▶ **Given entries**
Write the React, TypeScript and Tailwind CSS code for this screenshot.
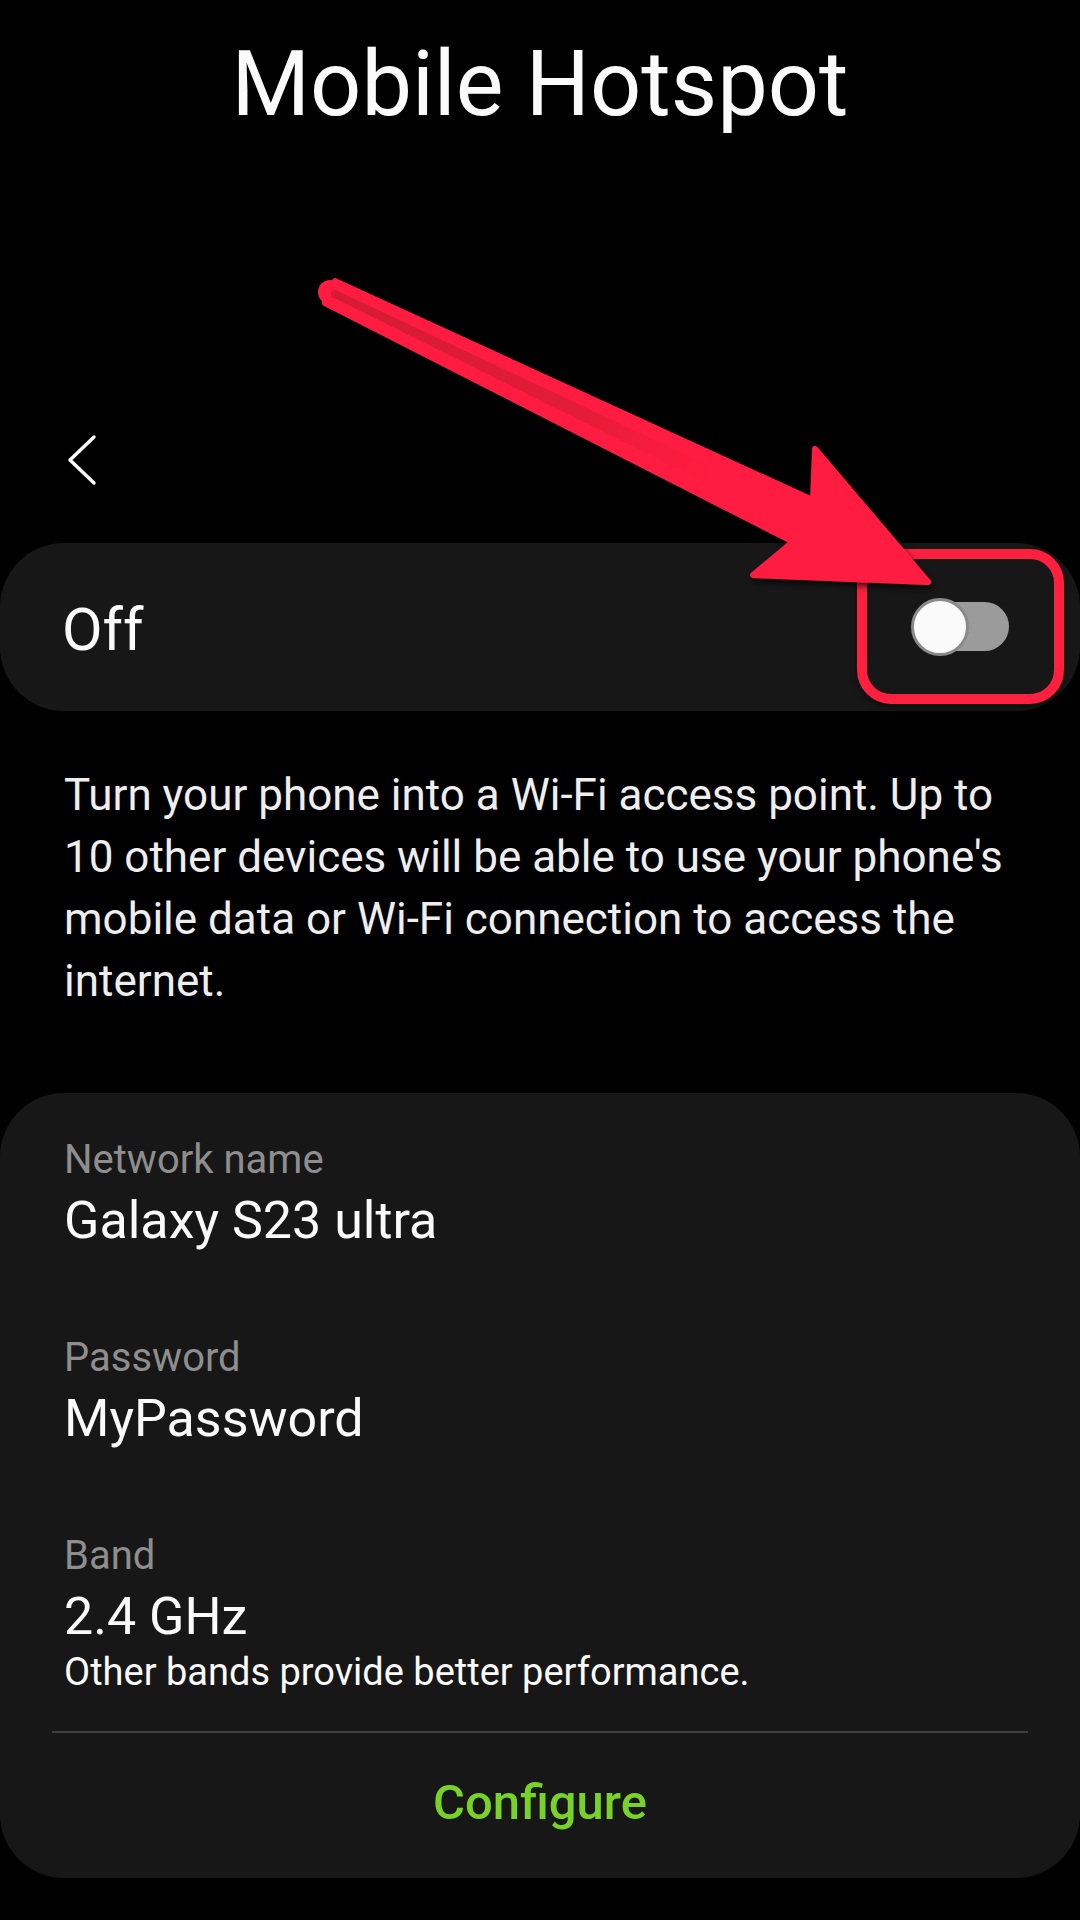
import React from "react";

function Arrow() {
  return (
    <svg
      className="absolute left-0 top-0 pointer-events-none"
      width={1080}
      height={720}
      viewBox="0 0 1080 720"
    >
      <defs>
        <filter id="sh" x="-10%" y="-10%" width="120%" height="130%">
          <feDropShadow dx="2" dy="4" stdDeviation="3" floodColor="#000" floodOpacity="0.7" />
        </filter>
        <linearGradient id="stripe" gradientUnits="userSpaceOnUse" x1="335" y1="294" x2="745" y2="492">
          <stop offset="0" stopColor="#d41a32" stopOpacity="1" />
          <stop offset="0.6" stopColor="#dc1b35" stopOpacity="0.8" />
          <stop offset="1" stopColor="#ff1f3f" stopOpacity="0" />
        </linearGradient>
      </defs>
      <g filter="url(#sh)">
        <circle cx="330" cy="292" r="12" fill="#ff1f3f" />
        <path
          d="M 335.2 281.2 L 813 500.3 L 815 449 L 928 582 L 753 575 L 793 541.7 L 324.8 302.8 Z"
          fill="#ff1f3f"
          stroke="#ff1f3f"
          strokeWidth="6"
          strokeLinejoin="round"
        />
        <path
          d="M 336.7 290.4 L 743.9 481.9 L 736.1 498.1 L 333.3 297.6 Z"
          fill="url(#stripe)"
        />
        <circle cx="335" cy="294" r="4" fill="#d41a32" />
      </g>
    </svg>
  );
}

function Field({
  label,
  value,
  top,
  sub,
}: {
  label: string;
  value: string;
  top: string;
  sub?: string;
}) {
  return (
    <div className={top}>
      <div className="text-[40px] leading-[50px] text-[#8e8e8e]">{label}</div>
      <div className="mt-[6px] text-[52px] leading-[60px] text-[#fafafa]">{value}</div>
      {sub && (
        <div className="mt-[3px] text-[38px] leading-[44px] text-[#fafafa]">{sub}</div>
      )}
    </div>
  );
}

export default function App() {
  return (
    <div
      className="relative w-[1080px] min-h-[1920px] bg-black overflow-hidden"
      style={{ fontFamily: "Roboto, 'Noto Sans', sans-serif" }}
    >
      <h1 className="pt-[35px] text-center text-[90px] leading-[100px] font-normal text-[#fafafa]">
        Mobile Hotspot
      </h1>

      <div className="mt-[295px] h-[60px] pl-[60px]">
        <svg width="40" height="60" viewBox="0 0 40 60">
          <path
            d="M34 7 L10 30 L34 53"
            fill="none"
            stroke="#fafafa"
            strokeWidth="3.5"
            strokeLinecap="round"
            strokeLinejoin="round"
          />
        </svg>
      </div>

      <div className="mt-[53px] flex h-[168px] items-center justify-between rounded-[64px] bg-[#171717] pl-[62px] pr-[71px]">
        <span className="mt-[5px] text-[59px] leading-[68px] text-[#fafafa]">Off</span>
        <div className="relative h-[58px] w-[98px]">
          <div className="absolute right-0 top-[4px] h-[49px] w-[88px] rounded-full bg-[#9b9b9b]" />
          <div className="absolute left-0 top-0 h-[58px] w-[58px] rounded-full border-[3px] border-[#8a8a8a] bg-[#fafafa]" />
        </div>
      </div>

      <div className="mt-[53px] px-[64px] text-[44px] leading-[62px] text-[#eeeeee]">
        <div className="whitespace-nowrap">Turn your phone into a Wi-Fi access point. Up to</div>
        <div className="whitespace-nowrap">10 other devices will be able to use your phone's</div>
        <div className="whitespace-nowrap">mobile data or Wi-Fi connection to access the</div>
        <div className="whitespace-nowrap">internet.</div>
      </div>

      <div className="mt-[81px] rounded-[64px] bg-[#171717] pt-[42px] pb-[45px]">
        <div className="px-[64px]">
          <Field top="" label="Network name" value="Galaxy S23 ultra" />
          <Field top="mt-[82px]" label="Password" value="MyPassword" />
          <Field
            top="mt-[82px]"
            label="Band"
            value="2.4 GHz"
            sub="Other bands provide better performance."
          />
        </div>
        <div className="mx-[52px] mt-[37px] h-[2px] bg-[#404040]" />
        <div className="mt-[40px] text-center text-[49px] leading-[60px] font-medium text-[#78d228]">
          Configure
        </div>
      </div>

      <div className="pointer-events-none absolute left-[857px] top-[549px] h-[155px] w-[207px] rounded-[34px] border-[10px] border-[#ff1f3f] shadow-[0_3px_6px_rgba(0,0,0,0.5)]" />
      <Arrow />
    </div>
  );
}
...
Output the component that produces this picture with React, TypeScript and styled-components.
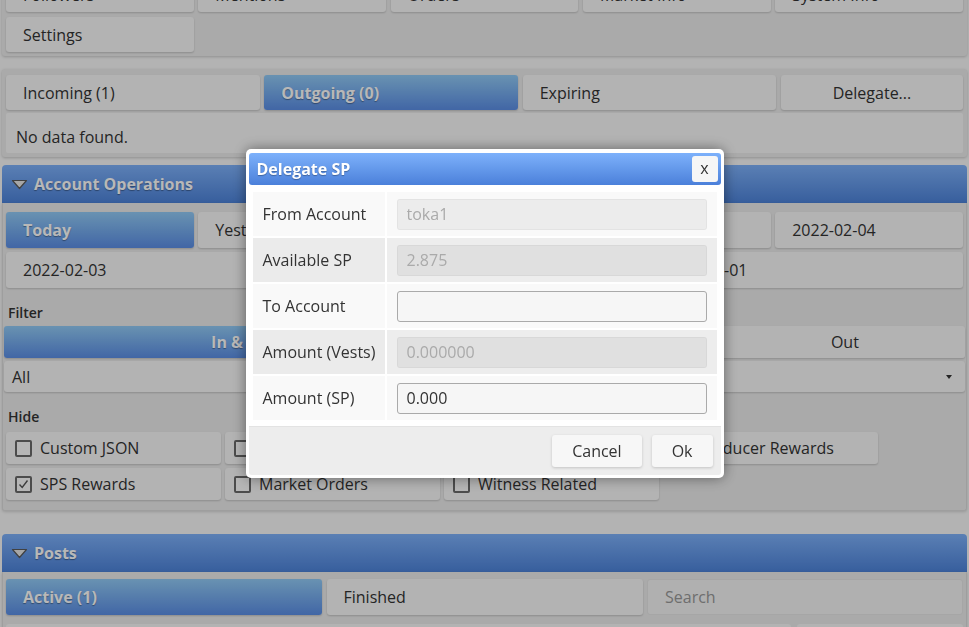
==
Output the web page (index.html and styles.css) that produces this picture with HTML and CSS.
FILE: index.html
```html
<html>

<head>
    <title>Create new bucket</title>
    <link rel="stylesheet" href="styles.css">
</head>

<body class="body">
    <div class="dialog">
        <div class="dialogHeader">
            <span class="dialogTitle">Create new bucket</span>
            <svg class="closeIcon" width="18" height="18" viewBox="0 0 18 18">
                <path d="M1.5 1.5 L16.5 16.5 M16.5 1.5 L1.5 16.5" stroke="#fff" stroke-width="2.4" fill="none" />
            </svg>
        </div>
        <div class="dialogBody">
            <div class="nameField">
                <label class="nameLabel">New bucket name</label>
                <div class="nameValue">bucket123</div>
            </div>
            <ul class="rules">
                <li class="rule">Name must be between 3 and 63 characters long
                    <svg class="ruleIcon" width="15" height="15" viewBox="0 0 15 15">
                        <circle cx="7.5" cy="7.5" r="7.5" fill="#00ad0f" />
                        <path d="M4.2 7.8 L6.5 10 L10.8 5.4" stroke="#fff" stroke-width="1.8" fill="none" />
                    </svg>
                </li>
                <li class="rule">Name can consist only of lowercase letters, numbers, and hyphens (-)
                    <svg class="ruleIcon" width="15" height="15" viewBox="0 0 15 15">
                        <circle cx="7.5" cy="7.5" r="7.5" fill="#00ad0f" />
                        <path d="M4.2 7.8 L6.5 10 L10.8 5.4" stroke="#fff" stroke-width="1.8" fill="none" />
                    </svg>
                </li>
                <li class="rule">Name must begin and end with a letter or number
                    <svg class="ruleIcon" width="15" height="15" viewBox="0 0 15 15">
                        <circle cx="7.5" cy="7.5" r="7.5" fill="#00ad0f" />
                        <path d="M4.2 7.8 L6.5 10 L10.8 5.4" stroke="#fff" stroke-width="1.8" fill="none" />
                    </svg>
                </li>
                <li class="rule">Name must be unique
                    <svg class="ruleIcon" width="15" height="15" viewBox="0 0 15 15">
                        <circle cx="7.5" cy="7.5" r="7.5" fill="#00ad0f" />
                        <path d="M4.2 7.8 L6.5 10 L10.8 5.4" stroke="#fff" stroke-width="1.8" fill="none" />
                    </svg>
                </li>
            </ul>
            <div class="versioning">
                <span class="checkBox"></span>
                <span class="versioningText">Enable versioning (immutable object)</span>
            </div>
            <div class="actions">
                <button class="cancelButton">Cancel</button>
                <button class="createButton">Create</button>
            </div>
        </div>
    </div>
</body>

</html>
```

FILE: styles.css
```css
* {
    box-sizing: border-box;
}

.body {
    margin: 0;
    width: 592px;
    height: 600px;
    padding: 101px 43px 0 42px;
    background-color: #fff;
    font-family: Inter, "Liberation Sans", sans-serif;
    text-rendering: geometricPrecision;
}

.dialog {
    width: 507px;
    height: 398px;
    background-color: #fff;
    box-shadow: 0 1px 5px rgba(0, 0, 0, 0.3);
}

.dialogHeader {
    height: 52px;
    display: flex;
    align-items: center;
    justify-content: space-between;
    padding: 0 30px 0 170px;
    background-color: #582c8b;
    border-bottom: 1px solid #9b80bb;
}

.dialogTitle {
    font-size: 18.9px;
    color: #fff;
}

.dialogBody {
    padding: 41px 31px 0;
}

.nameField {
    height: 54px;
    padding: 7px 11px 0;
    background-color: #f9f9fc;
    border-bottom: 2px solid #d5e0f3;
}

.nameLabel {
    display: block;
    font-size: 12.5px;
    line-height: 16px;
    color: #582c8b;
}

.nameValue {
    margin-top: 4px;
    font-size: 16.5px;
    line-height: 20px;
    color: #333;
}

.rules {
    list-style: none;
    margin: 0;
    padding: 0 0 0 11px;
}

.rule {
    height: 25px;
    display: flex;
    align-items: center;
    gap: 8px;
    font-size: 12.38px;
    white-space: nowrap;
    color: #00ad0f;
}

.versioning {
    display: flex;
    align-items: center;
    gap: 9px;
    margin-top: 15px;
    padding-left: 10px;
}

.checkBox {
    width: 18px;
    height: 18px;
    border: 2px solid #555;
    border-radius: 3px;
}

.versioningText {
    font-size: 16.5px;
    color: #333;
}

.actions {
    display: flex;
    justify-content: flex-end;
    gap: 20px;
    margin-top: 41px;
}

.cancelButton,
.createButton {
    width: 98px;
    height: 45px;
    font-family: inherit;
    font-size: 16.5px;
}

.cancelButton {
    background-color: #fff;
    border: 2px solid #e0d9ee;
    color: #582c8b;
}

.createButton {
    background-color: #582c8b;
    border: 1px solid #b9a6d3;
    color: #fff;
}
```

▶ **Task description**
A line counts if it holds the word "Output". How many lines of the entries count? Give the number only.

▶ **Result of the exercise**
2